Born: 1975 – SWHL founding franchise
Folded: January 25, 1977

Arena: Tingley Coliseum

Team Colors:

Owners: 

 

The Albuquerque Chaparrals were a senior amateur hockey team that skated for one-and-a-half chaotic seasons during the mid-1970’s.  The Chaparrals were founded by the controversial Las Vegas construction baron, casino owner and Nazi party enthusiast Ralph Englestad and his brother Richard in 1975.

The Engelstads launched the Southwest Hockey League from their headquarters in Las Vegas, where Ralph owned the Flamingo Capri Motel and Casino. The concept of the SWHL was that players would attend college or vocational school while competing in the league’s 72-game winter schedule. Since the players were amateur, they did not draw salaries.  Team owners were expected to provide room and board, pay for players’ tuition and books, and a small weekly expense stipend.

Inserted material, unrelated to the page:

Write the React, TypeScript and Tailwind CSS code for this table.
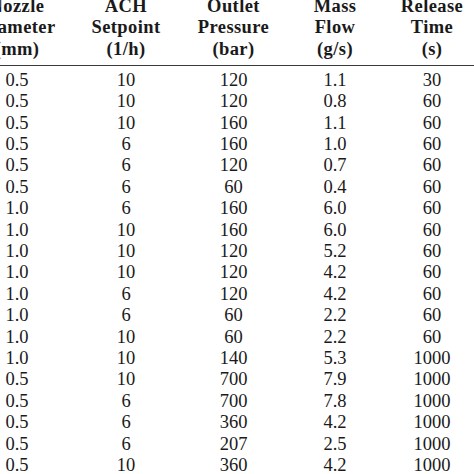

SWHL franchises formed in Arizona, Montana, Nevada, New Mexico, North Dakota and Texas.

The Chaparrals finished in 2nd place in the SWHL with a 39-32-1 during their debut run in 1975-76. Following the season, the Engelstads sold the Chaparrals to E.W. McIntrye for a reported $100,000.

Financial troubles doomed the SWHL during its second season. Six teams started the season, but clubs in Bismarck and Minot swiftly went under.

Albuquerque had problems too. In December 1976, the team organized a promotion with a man named George Hartnett (identified by The Albuquerque Journal as “a hot air balloon promoter”). Hartnett would attempt to sell five thousand $1.00 tickets to a Chaps home date at the Tingley Coliseum on December 10, 1976. Gate receipts would pay for travel home for the Christmas holidays for the Chaps players, many of whom hailed from the Western provinces of Canada. The promotion flopped and General Manager Leo Zani declined to give any of the money raised to the players. Chaparrals coach Bob Gernander and 12 of his players resigned from the team in protest.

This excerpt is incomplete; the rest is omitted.